→ **STATED PROBLEM**
Single out the lines that include the word "styles". Copy them.

--- BEGIN EXERCISE MATERIAL ---

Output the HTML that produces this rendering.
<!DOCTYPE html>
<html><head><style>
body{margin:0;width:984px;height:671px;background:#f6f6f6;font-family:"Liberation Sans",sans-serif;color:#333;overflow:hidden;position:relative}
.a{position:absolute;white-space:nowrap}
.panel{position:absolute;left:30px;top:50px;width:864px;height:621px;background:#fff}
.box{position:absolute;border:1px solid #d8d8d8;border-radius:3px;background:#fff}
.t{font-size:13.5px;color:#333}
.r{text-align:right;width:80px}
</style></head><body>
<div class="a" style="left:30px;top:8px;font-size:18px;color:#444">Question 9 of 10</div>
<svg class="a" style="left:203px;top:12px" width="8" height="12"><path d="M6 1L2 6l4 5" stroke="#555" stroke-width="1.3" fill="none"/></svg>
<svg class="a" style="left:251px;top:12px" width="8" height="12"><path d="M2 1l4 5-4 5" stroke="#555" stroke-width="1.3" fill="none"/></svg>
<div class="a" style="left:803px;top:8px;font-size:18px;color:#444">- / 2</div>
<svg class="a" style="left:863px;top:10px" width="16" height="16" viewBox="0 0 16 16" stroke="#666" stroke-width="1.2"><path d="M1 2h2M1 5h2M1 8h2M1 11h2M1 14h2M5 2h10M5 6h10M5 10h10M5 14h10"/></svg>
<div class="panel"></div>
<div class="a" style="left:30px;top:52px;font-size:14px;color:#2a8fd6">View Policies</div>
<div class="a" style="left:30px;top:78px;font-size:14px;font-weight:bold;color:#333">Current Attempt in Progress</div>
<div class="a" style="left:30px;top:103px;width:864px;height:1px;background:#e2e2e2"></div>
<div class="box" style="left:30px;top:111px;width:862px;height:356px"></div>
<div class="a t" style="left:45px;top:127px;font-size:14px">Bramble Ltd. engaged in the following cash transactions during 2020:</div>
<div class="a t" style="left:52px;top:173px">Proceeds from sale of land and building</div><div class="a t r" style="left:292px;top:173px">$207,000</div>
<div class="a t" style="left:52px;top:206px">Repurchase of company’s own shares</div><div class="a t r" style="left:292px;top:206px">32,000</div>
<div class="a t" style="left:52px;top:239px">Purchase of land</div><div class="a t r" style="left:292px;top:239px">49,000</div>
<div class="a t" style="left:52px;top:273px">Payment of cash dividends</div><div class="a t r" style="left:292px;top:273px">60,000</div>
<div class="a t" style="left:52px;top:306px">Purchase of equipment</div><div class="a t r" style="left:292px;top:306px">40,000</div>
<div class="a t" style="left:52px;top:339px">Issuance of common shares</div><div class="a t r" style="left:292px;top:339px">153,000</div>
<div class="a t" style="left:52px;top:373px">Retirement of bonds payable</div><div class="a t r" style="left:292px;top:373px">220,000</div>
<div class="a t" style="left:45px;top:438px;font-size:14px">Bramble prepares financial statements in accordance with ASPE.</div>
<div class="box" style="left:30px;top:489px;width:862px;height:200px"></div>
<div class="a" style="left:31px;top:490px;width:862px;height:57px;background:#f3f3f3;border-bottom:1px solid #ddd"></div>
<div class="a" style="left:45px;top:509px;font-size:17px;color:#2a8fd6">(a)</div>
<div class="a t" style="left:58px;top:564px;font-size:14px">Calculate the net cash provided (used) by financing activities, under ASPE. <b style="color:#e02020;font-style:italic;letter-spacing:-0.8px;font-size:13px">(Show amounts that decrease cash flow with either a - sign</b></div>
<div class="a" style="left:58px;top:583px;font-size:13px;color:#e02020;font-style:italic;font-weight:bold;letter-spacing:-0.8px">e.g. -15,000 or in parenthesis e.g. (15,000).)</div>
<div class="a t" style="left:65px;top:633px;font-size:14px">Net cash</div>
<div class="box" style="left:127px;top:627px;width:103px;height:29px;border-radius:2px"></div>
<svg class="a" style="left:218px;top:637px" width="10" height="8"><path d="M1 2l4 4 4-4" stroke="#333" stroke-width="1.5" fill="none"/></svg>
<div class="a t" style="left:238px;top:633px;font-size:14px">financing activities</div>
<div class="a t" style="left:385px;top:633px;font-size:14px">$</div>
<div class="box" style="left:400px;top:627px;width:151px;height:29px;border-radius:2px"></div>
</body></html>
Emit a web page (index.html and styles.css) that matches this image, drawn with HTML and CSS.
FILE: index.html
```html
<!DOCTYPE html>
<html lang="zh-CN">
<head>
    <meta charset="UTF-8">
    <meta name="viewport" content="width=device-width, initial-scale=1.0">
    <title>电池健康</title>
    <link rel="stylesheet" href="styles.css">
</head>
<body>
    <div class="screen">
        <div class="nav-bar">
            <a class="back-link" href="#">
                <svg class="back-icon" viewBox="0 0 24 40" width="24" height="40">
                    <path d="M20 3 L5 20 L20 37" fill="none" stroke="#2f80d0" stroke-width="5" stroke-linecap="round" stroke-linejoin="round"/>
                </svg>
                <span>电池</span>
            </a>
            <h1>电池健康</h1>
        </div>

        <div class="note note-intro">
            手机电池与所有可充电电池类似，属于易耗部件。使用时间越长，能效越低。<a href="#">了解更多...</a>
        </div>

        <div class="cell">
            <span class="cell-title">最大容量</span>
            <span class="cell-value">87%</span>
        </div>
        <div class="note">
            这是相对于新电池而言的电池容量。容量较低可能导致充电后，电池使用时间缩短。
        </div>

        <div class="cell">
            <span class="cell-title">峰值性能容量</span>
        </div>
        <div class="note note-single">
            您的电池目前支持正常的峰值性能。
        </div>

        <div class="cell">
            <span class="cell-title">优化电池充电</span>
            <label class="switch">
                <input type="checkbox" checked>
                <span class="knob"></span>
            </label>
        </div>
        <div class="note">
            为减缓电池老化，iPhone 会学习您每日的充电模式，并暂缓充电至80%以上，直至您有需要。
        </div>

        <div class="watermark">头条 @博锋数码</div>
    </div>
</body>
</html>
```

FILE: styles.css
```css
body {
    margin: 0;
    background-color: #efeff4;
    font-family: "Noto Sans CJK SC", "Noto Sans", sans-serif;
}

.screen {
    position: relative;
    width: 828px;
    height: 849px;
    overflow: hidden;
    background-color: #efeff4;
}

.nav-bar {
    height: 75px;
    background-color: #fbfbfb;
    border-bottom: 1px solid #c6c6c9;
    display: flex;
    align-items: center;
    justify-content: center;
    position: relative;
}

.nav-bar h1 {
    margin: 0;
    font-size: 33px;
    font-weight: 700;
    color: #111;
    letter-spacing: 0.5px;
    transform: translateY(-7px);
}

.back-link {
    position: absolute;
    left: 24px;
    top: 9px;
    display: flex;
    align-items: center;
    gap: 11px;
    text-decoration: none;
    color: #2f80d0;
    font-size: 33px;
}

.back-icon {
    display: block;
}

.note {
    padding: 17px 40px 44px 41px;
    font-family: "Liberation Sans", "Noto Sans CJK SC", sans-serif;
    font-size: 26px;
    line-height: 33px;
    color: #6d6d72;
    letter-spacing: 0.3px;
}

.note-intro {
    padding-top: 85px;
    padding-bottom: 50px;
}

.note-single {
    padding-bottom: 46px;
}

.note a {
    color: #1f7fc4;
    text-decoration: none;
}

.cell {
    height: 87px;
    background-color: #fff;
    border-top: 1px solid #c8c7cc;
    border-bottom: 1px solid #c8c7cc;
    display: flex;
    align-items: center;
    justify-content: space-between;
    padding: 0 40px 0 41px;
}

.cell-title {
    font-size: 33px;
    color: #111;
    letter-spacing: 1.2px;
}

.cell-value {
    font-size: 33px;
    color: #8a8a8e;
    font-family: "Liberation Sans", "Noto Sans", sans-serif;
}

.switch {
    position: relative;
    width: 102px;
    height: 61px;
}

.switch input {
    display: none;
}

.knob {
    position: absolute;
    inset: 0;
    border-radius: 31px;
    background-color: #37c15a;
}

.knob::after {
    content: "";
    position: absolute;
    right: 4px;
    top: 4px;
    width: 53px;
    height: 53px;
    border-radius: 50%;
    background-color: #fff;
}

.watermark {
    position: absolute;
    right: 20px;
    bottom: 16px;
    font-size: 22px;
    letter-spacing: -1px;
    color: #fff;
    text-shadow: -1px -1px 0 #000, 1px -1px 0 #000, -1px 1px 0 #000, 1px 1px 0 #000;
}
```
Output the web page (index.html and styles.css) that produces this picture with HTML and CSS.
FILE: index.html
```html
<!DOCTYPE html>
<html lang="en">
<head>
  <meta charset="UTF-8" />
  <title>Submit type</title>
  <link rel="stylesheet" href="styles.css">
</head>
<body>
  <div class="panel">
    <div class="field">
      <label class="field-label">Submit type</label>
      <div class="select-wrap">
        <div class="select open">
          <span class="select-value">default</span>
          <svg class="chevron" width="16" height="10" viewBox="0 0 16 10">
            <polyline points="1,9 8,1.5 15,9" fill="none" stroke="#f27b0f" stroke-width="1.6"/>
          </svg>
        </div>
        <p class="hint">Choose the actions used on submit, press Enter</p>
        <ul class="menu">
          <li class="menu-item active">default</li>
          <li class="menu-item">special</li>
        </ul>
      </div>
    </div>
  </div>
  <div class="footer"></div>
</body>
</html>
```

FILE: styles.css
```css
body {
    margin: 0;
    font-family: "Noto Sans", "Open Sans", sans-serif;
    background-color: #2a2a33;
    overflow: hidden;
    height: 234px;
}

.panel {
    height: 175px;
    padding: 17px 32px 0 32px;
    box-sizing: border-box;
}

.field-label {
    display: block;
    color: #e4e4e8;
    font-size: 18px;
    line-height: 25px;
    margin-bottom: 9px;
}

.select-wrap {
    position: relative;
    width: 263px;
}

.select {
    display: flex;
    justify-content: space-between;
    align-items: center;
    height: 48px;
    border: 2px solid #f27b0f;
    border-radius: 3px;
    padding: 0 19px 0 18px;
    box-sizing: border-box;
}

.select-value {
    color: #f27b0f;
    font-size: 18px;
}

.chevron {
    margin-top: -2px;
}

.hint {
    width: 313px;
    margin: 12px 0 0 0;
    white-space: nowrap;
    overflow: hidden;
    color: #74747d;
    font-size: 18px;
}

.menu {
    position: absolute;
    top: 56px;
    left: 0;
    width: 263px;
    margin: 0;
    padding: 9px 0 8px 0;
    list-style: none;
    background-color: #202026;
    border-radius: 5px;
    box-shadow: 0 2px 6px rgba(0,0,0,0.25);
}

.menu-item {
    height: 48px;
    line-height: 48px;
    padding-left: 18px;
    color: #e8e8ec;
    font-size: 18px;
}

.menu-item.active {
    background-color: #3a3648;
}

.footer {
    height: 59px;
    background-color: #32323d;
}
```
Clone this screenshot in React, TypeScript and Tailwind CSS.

--- END EXERCISE MATERIAL ---

→ **SOLUTION TO THIS PROBLEM**
Emit a web page (index.html and styles.css) that matches this image, drawn with HTML and CSS.
    <link rel="stylesheet" href="styles.css">
FILE: styles.css
Output the web page (index.html and styles.css) that produces this picture with HTML and CSS.
  <link rel="stylesheet" href="styles.css">
FILE: styles.css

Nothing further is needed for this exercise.